Bruce Berkowitz on Sears, Leucadia, and Berkshire

The people over at Advisor Perspectives have a great interview with Bruce Berkowitz of the Fairholme Fund which touches on his thoughts regarding Sears Holdings (NASDAQ:SHLD), Leucadia (NYSE:LUK), and Berkshire Hathaway (NYSE:BRK-A). These are three investor favorites all which ran into pessimism by the investor community over the last two years or so.

I thought I would excerpt some of the interview (full interview PDF)

Is deflation – particularly with respect to asset prices – eroding the margin of safety at Sears Holdings?

Deflation eroded the margin of safety, in that real estate values came down as the housing market was destroyed. There is a significant correlation between the housing market and Sears. The answer is yes.

On the other hand, Eddie Lampert was quite astute in the way he handled capital allocation in the last couple of years. In hindsight, you can say it was a mistake for him to buy stock at $150 to $170 – it was a different environment. But by creating a company such that there is significant free cash flow being generated, the company has a huge number of degrees of freedom. If deflation was causing a decline in value and Sears’ shareholders overreacted or very smart people start shorting the stock, then the company has more than enough cash to buy all the shares that Lampert and I don’t own – and together we own over 60% of the company.

It was a real win-win situation, in that I believe it was a temporary condition, but he configured the company for adversity. If you count how much cash he generated in the last few years you will see it. Sometimes it is a little hidden, for example because he had to fill a gap in a pension fund liability because the market turned south and the rules required him to put more money in.

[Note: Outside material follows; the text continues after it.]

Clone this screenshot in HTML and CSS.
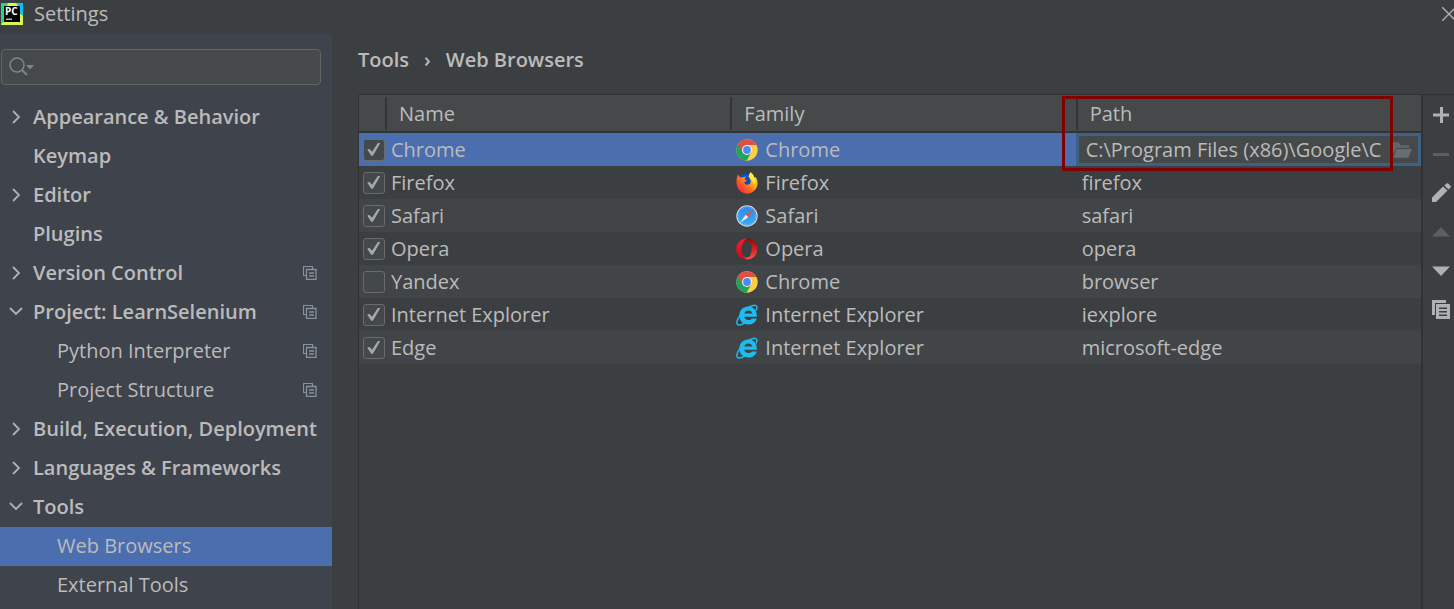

He’s also paid off a nice chunk of debt. The company does not have a lot of debt. He has bought back a ton of shares.
If you add up all the money used to do that, it’s a significant amount of free cash.

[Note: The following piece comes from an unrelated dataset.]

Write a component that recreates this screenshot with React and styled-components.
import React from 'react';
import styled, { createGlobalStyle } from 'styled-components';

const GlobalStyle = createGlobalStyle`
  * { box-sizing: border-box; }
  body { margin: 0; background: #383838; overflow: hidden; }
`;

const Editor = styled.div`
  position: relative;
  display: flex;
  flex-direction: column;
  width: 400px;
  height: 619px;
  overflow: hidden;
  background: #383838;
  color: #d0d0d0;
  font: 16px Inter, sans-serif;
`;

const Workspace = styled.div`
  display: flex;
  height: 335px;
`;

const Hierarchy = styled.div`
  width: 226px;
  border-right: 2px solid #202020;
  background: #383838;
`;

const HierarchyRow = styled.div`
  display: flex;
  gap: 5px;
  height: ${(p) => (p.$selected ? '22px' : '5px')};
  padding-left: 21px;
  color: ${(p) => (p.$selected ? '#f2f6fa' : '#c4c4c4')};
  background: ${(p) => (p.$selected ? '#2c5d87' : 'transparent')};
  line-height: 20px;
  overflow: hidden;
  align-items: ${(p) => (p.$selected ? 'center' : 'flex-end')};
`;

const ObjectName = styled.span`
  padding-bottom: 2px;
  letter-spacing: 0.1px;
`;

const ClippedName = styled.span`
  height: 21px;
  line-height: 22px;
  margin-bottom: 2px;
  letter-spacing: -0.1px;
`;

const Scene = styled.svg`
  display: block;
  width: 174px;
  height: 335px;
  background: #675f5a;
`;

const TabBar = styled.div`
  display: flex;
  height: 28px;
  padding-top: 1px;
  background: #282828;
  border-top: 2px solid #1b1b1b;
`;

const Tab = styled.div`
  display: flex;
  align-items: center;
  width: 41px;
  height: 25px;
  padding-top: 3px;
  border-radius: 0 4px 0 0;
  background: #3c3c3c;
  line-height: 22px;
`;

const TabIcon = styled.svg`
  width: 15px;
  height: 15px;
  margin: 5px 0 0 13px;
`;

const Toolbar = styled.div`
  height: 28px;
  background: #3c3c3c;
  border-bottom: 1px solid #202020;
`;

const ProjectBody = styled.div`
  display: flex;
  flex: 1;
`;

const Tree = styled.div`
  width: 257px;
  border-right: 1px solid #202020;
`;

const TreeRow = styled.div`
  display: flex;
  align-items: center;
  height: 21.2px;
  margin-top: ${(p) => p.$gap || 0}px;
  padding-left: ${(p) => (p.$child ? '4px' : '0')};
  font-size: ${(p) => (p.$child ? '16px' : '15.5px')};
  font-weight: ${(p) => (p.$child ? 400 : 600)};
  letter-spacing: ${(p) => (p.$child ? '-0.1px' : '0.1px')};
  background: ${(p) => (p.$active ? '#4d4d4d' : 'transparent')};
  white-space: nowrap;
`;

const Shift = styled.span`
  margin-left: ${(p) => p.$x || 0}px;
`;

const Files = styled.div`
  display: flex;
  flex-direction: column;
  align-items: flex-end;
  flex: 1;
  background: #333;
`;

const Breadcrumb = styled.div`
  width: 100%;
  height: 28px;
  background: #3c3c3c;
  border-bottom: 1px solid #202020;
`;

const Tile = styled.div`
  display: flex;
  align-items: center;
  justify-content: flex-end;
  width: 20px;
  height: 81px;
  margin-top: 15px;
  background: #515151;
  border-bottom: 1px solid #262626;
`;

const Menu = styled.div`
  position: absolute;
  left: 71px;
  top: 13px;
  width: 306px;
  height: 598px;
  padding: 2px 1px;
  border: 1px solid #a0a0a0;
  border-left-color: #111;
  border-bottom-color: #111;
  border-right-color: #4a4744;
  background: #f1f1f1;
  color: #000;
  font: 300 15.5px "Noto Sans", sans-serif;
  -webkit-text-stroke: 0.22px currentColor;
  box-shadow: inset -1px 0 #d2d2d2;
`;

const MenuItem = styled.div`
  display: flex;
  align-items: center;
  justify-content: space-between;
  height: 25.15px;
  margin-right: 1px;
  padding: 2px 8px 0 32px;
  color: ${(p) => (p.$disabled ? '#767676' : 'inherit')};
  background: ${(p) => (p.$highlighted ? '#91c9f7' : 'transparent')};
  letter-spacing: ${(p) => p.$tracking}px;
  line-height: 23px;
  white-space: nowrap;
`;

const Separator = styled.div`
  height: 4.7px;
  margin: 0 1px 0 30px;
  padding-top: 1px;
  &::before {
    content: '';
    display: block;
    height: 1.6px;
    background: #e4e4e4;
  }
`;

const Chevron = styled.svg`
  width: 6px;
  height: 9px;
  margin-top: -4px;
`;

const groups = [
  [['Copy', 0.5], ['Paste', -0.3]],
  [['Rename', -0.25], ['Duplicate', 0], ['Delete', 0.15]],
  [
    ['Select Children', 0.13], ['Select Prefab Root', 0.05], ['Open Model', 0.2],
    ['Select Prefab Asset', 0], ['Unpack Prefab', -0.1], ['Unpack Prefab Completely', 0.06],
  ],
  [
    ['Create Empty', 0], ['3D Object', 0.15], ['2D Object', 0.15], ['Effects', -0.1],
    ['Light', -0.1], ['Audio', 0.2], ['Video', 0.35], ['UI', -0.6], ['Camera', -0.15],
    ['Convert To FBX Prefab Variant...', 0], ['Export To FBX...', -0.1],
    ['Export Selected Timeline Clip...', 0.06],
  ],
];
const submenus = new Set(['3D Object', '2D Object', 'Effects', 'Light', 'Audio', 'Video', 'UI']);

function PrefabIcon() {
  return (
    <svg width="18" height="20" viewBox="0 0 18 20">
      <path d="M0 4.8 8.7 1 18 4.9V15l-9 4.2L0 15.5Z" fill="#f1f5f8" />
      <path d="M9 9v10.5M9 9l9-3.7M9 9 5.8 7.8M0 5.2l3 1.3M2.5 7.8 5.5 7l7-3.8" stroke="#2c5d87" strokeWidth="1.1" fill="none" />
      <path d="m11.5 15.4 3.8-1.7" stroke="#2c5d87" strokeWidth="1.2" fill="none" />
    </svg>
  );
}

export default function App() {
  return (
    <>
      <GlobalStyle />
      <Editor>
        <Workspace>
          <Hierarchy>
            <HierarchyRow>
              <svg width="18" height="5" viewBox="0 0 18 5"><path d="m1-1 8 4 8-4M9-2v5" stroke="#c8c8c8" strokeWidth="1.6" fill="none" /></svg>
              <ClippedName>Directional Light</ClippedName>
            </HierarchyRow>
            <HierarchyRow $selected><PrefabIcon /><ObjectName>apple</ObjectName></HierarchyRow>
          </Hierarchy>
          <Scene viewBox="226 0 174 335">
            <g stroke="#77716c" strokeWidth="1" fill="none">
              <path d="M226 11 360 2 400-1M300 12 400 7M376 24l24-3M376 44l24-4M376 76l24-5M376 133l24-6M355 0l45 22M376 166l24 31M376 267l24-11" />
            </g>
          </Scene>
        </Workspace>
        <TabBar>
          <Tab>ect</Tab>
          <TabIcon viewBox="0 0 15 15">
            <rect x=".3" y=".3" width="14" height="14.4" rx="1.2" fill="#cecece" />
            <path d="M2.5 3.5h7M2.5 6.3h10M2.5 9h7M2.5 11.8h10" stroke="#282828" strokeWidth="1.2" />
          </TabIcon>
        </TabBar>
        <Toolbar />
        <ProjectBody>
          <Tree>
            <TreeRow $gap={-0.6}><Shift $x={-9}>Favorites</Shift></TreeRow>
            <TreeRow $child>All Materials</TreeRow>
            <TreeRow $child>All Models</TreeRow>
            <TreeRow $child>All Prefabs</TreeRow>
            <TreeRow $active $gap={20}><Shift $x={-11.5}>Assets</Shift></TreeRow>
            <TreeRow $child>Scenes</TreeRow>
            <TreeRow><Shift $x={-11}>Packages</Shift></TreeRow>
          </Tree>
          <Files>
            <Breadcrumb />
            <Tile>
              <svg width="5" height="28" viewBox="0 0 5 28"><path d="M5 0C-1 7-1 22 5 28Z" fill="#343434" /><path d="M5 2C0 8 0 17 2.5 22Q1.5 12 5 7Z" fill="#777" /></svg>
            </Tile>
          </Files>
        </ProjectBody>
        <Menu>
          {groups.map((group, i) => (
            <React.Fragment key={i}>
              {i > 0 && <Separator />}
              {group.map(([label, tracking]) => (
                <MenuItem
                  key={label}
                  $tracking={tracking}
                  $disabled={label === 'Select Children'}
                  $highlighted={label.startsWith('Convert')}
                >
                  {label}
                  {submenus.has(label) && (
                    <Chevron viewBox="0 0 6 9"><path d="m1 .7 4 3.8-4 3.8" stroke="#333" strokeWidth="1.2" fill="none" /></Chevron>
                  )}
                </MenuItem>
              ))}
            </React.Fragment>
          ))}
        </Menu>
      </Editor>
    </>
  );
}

Berkowitz goes on to talk about Leucadia, which is in some circles described as a mini-Berkshire.

Is the value in Leucadia National affected by the tightness in the credit market? Do they have access to capital at attractive rates, and if so why have they not been more active?

Yes, they have been affected by tightness in the credit markets, but they have access to lots of money. With the right idea they have no issues with access to capital. We would loan money to Leucadia. In this environment, it may not be a lack of ideas; it may be an unwillingness to share. Clearly this environment killed cheap money. Could they still get money on reasonable terms? Absolutely.

You have to have a little blind faith with Leucadia, like with Berkshire Hathaway. You can’t predict what they will do. You measure what they have versus what you have to pay for it, and make a determination as to whether you will get the future for free. Of course, you have to assume the future is going to be good.

Leucadia is difficult for me to peg right now. I think with the way the company is structured now, the investment attractiveness depend on your view of the macro and the timing of it all. I do think though that the company will at least be able to preserve its wealth because of its capable managers, whereas other companies may stumble.

Finally, there is a great bit about the Burlington Northern acquisition and whether it was a good deal for Berkshire Hathaway:

We interviewed Bruce Greenwald, the Director of the Heilbrunn Center for Graham & Dodd Investing at Columbia University in November. He was less than impressed with Berkshire Hathaway’s decision to buy the balance of Burlington Northern they do not already own. You own a good deal of Berkshire Hathaway, what is the value investor’s case for using Berkshire Hathaway stock to buy this company?

Last year I sold all my Berkshire and then I bought back what we now own. Last year I said that you have to take Warren Buffett at his word that he will do a couple of points better than the S&P going forward. And he did. That’s not bad at all. But I believe that we are still of the size where we could do a bit better. But that is absent some type of cataclysmic event – and then we faced this cataclysmic event, which allowed Berkshire to put tens of billions of money that was earning less than 1% to work, to earn 10%.

I can’t see how Burlington Northern was a great deal. The greatness of Berkshire is its deployment of float and profit. They are deploying other people’s money in terms of float – premiums on insurance policies that don’t have to be paid out for years and years. If you are going to use part of that float to pay for an investment, you have to make sure the investment is going to make good money. With Burlington Northern, if you adjust for a buyer with cash and don’t think much more about it, then it was not a great deal. But if you bought it using cheap debt and good chunk of other people’s money and you were highly confident that the company would give you a cost-plus return over a decade, then it’s a good investment.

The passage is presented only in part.